> Entries shown:
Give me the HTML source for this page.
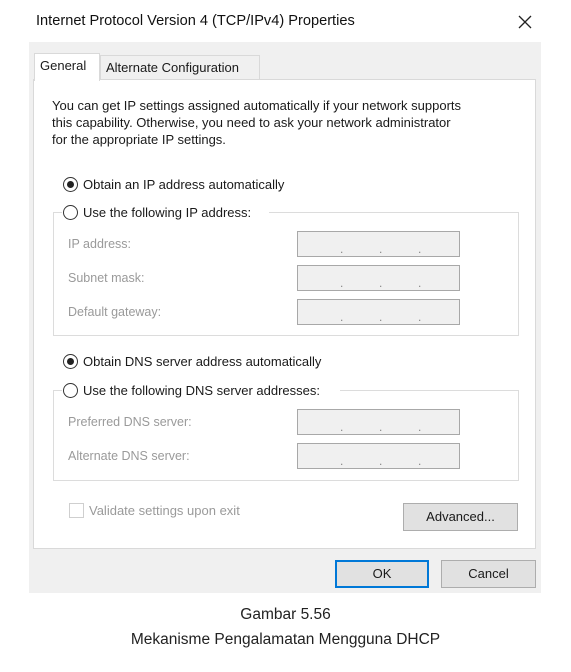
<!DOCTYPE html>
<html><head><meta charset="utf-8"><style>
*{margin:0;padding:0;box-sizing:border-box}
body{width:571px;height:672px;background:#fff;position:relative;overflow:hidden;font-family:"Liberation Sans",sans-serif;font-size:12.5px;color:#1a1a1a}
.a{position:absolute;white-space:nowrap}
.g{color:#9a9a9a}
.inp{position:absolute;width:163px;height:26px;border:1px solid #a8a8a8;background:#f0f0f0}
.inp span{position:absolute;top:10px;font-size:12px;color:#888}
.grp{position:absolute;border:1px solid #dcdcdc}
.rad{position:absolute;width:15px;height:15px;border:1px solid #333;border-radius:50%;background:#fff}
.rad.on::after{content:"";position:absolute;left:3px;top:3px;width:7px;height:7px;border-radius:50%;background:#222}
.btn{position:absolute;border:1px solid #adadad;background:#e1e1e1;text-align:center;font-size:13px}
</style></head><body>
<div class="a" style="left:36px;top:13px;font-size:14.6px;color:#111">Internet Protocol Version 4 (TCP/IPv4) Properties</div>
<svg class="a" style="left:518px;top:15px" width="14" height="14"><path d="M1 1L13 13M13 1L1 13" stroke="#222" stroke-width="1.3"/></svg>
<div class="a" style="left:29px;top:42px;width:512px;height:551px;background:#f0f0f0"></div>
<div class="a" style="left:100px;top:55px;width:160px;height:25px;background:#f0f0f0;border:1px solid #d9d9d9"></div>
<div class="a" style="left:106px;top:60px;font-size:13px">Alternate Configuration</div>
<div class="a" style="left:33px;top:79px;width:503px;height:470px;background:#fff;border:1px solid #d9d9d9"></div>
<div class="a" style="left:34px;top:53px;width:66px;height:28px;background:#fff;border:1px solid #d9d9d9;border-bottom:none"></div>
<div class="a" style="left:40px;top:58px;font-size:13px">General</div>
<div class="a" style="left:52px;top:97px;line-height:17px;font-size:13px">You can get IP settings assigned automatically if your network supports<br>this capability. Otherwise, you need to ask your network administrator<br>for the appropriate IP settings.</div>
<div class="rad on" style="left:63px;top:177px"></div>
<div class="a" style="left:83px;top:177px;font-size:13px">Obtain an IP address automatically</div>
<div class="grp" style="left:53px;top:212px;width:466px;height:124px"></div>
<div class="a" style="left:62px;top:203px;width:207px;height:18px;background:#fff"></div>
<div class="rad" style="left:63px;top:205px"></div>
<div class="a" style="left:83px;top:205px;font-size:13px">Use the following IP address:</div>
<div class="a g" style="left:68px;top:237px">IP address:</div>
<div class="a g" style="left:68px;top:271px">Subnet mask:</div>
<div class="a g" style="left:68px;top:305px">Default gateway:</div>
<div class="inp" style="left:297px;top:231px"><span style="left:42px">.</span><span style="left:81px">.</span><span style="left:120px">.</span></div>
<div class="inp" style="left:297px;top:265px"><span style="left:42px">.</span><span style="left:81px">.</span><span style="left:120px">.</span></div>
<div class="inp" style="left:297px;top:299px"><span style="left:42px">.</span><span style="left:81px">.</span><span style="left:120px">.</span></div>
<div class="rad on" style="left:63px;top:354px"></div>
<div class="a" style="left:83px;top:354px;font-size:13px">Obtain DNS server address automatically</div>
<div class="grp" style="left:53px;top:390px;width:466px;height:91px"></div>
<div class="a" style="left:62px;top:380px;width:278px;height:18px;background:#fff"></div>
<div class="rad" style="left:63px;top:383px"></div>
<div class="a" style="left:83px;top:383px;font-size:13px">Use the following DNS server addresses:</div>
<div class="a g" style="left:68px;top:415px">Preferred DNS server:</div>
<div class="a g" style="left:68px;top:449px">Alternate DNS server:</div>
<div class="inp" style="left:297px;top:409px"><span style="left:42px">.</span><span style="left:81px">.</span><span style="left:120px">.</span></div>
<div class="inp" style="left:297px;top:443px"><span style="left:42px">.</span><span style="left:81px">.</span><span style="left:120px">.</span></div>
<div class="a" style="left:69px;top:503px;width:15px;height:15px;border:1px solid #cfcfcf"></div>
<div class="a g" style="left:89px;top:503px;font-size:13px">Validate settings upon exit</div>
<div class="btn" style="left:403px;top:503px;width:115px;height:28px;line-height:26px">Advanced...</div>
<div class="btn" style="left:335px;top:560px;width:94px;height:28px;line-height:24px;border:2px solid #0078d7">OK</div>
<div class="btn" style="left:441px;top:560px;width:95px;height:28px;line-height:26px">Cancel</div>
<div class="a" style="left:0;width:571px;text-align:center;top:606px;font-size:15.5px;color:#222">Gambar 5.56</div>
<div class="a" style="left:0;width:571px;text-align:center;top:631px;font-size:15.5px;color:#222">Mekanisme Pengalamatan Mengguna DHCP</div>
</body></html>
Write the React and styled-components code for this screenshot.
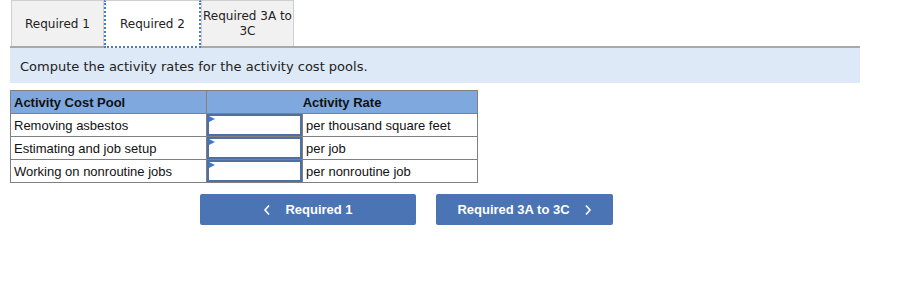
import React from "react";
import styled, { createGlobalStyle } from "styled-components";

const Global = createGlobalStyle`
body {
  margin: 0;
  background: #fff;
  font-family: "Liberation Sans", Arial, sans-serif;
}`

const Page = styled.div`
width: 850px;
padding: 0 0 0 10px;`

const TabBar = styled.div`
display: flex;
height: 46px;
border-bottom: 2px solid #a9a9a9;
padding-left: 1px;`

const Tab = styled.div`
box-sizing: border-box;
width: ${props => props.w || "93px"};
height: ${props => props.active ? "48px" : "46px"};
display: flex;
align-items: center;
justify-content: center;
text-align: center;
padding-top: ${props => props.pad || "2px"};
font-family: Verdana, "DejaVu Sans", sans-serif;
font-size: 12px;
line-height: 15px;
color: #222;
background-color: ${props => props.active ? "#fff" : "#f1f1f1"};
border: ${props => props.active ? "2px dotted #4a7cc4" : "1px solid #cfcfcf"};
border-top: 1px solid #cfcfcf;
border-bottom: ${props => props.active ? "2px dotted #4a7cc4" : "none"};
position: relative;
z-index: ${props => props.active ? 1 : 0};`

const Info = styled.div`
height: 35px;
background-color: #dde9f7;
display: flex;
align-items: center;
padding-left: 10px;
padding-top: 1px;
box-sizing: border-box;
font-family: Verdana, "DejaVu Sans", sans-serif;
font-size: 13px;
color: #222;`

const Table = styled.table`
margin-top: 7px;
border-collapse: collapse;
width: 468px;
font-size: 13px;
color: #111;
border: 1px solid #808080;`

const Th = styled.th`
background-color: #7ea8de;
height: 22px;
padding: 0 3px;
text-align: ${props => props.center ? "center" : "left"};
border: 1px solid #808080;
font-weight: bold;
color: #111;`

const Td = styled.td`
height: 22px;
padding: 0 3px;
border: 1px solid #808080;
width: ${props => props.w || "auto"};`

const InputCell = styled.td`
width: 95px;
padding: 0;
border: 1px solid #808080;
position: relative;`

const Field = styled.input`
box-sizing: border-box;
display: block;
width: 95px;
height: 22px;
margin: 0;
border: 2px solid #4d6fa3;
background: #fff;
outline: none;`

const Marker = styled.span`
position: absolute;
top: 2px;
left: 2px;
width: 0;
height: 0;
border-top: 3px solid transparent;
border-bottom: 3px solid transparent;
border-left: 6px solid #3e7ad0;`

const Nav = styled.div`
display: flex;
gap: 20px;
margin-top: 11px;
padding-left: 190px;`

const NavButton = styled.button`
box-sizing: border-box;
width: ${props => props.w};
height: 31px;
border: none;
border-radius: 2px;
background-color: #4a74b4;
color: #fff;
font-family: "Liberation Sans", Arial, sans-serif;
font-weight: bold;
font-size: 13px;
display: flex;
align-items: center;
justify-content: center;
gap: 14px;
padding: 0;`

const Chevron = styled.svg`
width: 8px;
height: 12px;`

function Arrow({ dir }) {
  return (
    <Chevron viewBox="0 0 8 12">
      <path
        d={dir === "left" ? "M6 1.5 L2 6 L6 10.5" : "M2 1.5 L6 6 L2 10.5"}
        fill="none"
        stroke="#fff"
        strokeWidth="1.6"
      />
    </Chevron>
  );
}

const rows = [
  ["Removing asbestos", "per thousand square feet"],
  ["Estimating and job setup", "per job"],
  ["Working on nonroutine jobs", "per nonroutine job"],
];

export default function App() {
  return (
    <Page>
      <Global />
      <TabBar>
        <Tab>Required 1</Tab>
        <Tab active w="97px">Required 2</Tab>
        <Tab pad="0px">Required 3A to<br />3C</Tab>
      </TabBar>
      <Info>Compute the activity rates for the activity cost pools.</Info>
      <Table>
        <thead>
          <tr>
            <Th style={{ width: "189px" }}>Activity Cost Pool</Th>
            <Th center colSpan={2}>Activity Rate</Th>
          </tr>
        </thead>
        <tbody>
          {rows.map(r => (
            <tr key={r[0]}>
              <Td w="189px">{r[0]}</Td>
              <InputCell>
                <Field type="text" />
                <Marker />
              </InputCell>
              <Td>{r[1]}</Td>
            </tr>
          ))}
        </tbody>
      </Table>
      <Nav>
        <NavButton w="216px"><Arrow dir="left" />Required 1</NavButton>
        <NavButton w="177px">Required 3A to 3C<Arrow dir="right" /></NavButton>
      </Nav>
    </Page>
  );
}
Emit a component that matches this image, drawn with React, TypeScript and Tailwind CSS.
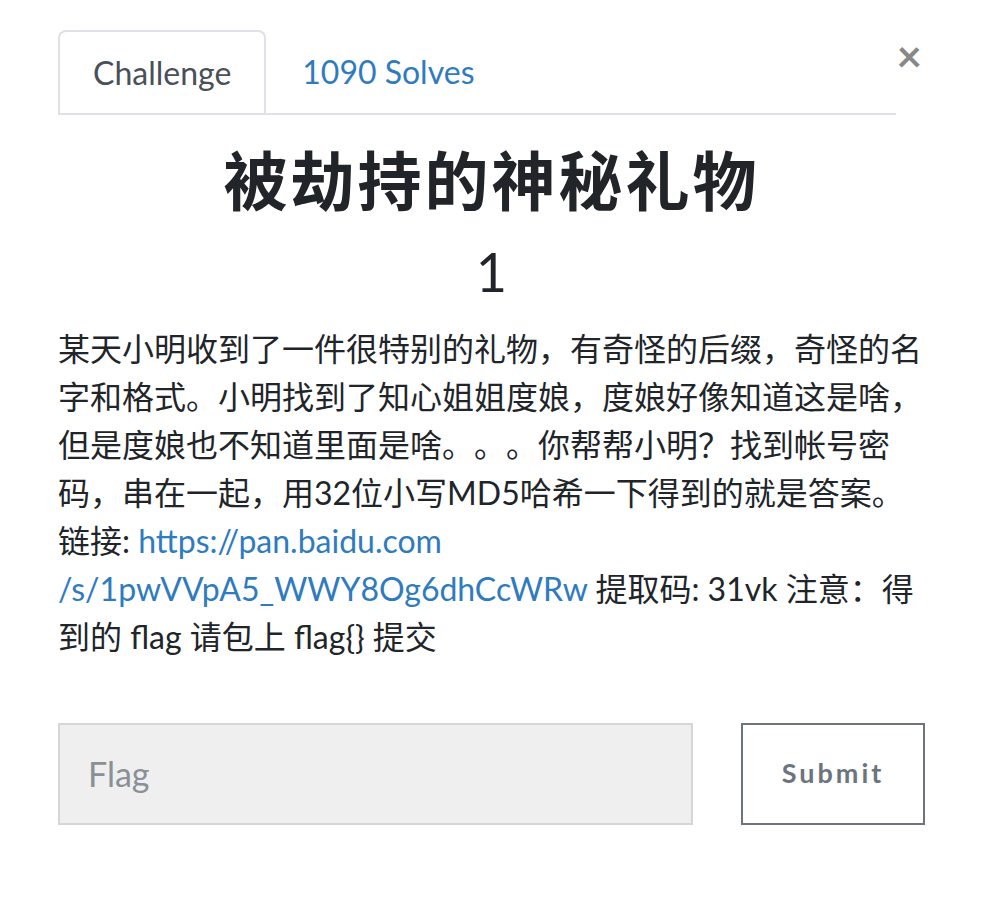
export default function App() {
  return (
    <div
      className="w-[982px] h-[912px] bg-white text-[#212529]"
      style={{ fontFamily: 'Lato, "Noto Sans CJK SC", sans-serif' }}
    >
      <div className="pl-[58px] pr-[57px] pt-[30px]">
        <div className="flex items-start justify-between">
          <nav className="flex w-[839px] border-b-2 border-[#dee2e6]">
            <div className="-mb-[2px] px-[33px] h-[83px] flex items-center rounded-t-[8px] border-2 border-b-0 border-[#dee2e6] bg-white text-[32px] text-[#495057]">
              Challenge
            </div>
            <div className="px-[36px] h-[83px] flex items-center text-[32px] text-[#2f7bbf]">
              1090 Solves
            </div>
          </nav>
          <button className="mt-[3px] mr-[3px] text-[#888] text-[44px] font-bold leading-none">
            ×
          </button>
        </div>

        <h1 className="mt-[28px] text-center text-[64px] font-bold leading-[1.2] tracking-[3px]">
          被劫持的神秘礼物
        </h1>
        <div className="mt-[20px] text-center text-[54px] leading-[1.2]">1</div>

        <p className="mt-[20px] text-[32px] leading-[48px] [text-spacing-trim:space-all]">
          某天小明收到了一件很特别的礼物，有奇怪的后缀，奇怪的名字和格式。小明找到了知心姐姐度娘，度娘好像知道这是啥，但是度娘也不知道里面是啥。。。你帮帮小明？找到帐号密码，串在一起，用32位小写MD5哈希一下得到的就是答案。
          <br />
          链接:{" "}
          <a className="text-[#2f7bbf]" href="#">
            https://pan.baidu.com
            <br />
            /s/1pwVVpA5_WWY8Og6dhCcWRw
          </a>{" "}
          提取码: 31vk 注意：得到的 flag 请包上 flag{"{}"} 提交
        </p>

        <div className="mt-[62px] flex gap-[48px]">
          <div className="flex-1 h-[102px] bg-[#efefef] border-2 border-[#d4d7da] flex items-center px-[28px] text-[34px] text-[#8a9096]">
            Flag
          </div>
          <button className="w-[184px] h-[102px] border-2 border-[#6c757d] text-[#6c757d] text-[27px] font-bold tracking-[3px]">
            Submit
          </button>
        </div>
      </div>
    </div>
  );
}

> Task objective: For each line above that contains the word "components", copy that line.

> Reply:
Write the React and styled-components code for this screenshot.
import styled, { createGlobalStyle } from "styled-components";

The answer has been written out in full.